Dataset
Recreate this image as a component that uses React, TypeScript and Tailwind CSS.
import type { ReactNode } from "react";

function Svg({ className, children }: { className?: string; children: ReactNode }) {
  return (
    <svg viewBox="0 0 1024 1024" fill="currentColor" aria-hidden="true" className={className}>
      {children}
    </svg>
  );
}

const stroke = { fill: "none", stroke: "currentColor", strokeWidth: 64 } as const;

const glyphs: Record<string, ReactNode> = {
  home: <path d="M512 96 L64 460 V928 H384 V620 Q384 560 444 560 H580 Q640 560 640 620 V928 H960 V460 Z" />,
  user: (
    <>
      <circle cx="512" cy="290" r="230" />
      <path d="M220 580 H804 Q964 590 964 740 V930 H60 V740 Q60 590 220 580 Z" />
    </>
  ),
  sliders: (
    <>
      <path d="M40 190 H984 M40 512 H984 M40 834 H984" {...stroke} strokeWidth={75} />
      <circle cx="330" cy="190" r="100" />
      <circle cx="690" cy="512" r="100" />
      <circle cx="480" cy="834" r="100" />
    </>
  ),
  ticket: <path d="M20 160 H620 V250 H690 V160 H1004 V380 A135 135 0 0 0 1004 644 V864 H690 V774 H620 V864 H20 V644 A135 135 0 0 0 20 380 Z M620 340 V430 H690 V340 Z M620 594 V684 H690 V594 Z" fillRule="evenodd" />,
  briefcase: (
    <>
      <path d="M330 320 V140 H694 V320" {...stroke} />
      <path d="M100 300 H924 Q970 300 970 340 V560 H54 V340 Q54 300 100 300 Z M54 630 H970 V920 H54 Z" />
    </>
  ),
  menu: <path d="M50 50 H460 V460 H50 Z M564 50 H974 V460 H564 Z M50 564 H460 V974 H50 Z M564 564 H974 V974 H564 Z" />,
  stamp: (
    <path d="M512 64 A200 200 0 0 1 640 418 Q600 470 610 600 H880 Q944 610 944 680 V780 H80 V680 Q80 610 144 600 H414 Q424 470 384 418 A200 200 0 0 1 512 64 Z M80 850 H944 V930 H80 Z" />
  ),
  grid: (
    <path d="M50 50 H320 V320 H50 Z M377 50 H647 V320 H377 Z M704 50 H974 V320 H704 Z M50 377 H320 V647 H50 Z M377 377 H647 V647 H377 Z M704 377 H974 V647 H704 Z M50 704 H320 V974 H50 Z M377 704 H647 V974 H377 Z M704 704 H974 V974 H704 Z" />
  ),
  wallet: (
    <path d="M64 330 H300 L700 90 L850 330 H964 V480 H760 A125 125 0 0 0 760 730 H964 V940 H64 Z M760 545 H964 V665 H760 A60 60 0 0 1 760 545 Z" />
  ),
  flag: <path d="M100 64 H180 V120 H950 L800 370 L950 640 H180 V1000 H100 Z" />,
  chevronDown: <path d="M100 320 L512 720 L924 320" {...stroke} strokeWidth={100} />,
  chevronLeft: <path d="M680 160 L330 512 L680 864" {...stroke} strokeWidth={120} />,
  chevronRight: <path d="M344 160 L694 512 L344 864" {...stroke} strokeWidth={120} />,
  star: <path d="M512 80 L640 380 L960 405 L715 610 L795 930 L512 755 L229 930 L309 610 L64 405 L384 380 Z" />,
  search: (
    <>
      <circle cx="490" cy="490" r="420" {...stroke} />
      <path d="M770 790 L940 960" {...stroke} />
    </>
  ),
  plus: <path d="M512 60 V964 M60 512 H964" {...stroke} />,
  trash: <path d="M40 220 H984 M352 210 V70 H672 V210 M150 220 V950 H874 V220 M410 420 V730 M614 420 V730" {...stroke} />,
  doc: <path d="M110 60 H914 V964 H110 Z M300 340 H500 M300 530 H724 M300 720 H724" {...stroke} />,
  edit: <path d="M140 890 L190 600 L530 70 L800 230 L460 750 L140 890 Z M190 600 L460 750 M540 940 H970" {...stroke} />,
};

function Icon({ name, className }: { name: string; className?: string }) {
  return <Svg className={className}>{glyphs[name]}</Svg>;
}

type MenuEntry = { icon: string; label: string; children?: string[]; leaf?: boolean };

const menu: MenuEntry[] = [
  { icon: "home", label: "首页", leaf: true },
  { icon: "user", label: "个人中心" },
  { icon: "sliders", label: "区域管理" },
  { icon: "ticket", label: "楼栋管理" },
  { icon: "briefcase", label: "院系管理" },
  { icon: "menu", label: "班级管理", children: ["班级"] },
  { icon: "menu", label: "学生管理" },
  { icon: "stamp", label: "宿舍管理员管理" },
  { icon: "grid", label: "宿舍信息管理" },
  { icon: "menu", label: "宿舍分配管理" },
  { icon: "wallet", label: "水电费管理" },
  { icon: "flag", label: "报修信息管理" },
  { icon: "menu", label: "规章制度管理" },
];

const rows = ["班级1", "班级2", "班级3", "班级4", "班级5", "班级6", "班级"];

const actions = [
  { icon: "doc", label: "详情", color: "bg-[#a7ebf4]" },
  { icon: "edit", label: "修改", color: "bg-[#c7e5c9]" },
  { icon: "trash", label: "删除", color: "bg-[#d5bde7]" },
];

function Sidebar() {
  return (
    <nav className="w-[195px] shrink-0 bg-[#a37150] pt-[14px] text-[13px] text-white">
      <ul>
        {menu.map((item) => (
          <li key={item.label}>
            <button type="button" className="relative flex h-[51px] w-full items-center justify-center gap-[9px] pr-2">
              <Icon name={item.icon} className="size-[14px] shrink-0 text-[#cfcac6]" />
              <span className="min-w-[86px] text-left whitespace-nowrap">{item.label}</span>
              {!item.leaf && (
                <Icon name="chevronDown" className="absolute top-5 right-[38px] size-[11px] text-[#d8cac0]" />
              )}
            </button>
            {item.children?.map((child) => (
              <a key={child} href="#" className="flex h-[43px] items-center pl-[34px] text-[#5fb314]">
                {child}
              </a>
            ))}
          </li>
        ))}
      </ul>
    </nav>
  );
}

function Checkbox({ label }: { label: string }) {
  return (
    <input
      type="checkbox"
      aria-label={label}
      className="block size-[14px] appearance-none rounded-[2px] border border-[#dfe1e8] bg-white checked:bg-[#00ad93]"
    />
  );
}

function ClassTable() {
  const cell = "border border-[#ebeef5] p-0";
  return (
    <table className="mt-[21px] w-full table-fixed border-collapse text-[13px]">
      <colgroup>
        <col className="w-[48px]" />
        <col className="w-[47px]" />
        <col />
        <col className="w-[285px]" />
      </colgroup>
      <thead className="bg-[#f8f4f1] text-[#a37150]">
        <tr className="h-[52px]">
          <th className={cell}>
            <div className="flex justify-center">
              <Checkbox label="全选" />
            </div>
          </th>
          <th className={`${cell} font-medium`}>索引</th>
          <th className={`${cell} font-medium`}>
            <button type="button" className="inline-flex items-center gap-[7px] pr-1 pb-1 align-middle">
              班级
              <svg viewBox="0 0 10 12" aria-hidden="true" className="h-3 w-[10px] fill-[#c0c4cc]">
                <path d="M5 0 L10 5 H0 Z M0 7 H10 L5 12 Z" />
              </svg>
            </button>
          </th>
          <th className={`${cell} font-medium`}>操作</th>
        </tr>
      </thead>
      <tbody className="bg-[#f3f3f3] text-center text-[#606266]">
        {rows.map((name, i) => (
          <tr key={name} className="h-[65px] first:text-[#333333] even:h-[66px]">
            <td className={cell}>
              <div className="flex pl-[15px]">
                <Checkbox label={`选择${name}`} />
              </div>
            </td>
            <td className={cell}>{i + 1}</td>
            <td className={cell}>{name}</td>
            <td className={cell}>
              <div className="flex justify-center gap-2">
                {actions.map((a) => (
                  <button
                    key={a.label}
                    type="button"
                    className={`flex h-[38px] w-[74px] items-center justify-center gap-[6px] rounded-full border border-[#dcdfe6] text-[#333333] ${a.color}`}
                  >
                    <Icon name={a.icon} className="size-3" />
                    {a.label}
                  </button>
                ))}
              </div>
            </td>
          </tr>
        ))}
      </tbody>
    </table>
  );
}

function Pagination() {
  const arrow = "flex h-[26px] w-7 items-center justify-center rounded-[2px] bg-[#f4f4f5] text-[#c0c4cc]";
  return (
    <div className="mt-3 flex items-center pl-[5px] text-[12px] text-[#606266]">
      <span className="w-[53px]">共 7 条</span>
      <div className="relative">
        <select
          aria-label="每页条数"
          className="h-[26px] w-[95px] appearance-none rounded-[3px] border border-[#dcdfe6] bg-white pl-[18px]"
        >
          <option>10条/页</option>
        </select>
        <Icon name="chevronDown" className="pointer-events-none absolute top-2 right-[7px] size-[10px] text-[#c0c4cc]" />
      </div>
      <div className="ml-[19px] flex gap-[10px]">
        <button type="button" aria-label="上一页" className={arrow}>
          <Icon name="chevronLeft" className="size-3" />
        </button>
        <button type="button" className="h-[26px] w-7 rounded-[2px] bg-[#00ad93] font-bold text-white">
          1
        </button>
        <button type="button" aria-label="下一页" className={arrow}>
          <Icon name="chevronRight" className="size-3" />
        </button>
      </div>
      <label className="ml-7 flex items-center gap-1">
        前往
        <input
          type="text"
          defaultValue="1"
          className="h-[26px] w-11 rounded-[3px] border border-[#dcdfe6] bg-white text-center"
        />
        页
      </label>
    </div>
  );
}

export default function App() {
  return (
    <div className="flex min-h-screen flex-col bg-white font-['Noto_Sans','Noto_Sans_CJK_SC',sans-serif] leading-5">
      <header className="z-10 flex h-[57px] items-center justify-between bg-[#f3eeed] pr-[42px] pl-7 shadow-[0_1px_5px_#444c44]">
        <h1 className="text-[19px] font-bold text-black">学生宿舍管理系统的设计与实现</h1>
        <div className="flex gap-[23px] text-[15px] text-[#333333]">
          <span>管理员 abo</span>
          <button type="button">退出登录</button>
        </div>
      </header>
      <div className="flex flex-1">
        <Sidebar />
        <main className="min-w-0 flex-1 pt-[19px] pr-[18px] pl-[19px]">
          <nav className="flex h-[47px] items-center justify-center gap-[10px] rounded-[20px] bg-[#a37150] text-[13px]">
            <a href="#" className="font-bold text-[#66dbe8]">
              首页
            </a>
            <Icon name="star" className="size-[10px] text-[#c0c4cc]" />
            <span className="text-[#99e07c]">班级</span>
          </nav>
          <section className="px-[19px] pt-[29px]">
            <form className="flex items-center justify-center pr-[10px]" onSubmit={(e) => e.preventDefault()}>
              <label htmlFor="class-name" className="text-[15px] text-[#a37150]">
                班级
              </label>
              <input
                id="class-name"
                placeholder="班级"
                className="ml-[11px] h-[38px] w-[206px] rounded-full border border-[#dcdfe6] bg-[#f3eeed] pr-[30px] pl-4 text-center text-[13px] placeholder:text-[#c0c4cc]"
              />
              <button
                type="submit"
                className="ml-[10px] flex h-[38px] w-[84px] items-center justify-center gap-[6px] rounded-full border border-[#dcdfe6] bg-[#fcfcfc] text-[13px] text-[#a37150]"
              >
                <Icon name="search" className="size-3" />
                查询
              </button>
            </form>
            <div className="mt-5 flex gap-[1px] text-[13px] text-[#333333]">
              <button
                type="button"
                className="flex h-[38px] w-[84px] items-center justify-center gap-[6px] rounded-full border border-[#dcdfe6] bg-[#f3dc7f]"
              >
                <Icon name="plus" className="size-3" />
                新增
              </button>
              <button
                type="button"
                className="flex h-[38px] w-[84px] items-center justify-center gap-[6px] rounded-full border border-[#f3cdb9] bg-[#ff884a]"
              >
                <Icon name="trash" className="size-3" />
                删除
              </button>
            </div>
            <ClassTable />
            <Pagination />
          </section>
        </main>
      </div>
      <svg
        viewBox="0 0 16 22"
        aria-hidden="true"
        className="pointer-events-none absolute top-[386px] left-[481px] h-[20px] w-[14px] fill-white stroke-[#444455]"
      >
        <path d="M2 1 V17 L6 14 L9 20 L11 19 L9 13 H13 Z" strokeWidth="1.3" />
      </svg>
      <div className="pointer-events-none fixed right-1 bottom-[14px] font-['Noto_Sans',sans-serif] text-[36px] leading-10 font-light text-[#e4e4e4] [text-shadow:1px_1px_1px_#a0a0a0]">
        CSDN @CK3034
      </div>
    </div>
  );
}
==
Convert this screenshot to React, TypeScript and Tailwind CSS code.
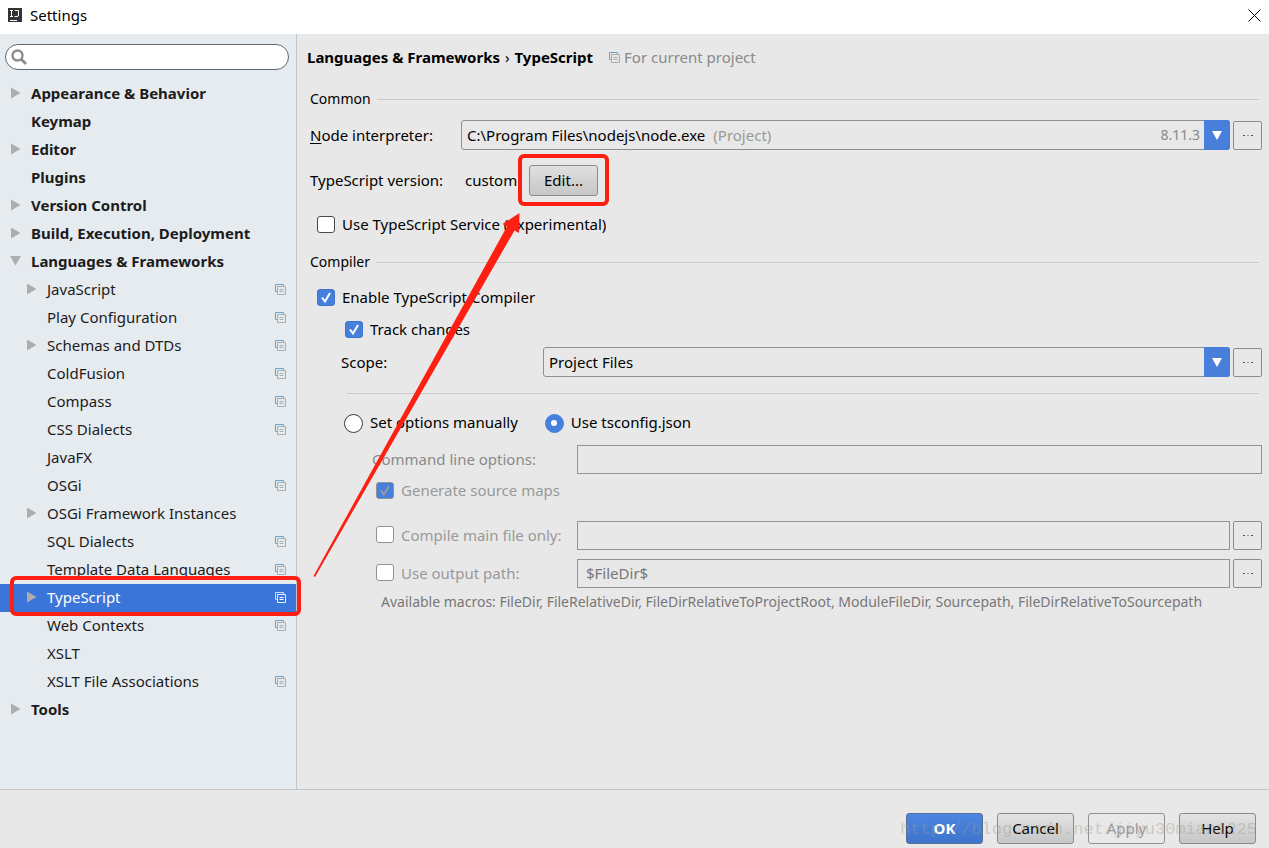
---
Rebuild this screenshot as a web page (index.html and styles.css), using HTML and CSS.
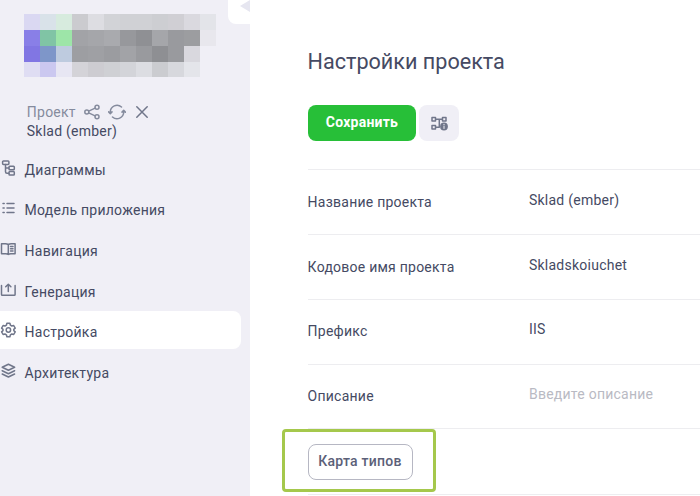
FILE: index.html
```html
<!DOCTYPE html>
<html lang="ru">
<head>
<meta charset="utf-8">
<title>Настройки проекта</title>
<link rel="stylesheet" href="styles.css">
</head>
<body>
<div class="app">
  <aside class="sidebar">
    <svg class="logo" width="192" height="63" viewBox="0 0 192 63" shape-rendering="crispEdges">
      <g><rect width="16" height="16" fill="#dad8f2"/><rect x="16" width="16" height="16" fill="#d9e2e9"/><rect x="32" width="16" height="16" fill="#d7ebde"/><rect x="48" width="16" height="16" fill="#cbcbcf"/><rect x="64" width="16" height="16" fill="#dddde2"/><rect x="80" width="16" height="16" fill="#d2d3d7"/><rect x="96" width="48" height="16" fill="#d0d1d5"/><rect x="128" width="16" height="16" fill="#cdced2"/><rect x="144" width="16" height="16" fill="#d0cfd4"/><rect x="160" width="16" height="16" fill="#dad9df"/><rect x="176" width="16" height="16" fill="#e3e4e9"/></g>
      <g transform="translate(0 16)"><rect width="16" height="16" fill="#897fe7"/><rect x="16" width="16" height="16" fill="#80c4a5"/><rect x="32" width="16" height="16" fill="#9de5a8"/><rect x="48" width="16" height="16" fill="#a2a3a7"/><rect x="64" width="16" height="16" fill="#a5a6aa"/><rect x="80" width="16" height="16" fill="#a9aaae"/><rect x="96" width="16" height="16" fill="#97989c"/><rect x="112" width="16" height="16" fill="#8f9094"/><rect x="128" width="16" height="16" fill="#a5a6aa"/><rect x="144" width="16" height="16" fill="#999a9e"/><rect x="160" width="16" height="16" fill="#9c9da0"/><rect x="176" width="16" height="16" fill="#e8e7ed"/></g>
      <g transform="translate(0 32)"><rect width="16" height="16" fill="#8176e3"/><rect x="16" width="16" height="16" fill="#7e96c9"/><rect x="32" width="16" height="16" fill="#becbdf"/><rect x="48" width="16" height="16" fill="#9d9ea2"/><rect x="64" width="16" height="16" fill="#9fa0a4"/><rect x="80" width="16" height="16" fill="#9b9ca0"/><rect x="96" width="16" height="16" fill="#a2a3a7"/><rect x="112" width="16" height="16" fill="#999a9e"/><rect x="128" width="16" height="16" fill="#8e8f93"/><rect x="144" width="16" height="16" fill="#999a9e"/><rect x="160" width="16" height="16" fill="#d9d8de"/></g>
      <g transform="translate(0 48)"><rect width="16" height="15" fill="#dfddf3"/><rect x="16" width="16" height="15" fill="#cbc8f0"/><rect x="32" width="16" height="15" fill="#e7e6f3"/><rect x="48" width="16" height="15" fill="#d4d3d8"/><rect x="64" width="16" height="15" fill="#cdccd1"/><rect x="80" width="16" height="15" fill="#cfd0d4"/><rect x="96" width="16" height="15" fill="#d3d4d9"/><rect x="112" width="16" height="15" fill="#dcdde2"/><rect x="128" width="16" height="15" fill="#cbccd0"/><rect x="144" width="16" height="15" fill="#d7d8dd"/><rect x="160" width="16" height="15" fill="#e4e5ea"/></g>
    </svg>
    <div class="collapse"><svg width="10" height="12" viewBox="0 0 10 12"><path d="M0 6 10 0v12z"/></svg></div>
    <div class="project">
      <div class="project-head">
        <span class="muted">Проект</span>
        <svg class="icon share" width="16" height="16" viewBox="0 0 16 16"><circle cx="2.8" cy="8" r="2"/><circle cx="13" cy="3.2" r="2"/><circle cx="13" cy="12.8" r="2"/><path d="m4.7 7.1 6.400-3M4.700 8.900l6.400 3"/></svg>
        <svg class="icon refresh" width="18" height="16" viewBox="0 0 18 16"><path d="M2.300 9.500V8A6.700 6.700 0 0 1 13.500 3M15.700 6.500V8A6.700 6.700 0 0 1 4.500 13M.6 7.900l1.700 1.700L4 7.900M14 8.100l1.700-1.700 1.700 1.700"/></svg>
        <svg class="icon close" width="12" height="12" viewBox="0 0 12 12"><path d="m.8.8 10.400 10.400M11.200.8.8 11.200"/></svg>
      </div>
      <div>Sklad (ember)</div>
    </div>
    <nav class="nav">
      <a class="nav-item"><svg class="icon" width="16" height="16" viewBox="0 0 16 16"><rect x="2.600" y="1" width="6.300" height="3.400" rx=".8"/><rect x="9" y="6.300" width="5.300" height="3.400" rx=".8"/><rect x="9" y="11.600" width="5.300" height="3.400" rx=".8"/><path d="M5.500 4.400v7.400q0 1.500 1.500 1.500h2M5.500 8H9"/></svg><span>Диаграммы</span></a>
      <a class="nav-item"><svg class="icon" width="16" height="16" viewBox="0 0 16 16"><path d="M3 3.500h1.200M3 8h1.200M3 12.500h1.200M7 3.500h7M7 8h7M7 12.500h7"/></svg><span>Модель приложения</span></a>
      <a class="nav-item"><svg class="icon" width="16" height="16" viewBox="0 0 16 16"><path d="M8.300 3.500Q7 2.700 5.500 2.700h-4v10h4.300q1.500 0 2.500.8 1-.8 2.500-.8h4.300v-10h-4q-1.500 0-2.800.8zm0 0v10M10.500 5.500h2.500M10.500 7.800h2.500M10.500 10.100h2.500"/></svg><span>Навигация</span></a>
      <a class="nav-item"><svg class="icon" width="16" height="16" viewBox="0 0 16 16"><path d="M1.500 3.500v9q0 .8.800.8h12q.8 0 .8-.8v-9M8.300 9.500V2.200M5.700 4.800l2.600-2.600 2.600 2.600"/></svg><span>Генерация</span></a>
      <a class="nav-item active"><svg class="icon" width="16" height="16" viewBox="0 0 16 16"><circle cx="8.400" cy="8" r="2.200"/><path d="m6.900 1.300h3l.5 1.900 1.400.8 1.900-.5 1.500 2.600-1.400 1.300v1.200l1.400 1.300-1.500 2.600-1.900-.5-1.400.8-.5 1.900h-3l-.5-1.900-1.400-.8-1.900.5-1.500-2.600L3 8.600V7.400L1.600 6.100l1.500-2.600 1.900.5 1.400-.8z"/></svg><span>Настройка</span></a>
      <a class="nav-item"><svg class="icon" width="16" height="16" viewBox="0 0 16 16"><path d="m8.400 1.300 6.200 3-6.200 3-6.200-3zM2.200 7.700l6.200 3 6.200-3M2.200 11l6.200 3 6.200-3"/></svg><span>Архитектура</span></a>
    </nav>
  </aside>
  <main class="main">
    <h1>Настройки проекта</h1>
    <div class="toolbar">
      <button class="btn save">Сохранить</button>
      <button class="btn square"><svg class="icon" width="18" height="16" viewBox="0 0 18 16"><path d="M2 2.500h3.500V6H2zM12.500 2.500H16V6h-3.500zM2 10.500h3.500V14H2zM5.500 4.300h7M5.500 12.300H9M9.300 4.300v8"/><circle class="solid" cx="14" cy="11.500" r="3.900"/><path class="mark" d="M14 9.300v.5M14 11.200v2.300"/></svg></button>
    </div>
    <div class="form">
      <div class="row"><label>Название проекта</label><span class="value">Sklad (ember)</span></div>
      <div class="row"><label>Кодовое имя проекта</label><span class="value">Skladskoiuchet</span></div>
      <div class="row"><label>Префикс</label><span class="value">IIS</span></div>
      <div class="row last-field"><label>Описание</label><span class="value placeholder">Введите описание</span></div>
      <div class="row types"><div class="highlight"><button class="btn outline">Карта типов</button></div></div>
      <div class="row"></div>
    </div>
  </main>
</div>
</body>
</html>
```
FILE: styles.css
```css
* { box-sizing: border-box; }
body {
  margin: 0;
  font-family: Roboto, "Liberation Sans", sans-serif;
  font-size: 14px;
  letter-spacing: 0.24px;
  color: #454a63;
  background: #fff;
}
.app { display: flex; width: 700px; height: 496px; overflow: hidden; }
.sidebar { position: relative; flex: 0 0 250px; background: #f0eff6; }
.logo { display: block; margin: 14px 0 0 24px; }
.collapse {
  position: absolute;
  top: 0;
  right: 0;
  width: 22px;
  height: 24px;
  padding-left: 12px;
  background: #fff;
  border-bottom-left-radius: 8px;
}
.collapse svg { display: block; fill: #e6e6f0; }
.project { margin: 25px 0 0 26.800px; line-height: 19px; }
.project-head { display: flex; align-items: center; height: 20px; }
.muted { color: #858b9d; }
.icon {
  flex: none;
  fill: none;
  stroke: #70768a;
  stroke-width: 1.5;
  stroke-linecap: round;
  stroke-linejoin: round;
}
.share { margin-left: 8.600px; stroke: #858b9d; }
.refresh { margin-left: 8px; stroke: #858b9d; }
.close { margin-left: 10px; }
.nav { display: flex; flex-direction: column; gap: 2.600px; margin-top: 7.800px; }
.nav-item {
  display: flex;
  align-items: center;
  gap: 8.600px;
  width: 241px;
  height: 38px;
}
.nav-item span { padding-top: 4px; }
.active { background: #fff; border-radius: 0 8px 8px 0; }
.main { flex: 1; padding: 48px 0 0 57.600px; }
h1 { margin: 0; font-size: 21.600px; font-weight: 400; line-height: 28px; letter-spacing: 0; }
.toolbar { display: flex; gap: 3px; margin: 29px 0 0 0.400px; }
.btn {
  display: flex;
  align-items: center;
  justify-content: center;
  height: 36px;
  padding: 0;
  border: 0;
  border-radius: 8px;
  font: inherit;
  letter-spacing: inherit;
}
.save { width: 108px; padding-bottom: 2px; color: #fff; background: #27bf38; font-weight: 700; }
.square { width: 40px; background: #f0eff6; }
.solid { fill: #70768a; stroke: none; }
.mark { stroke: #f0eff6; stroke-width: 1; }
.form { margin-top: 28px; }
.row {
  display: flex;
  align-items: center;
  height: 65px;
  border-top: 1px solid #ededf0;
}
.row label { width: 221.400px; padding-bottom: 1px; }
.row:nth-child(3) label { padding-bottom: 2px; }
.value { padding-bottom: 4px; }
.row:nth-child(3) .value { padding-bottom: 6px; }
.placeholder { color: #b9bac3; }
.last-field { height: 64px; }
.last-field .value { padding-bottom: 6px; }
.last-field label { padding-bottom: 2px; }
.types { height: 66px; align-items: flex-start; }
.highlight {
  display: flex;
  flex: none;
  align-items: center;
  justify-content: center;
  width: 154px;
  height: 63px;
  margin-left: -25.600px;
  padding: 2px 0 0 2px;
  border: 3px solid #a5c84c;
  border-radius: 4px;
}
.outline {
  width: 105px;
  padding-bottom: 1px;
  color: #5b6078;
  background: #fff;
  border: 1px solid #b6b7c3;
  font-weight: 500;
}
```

Task objective
Looking at the data above, show all lines where the word "Tailwind" occurs.

Written answer
Recreate this image as a component that uses React, TypeScript and Tailwind CSS.
Convert this screenshot to React, TypeScript and Tailwind CSS code.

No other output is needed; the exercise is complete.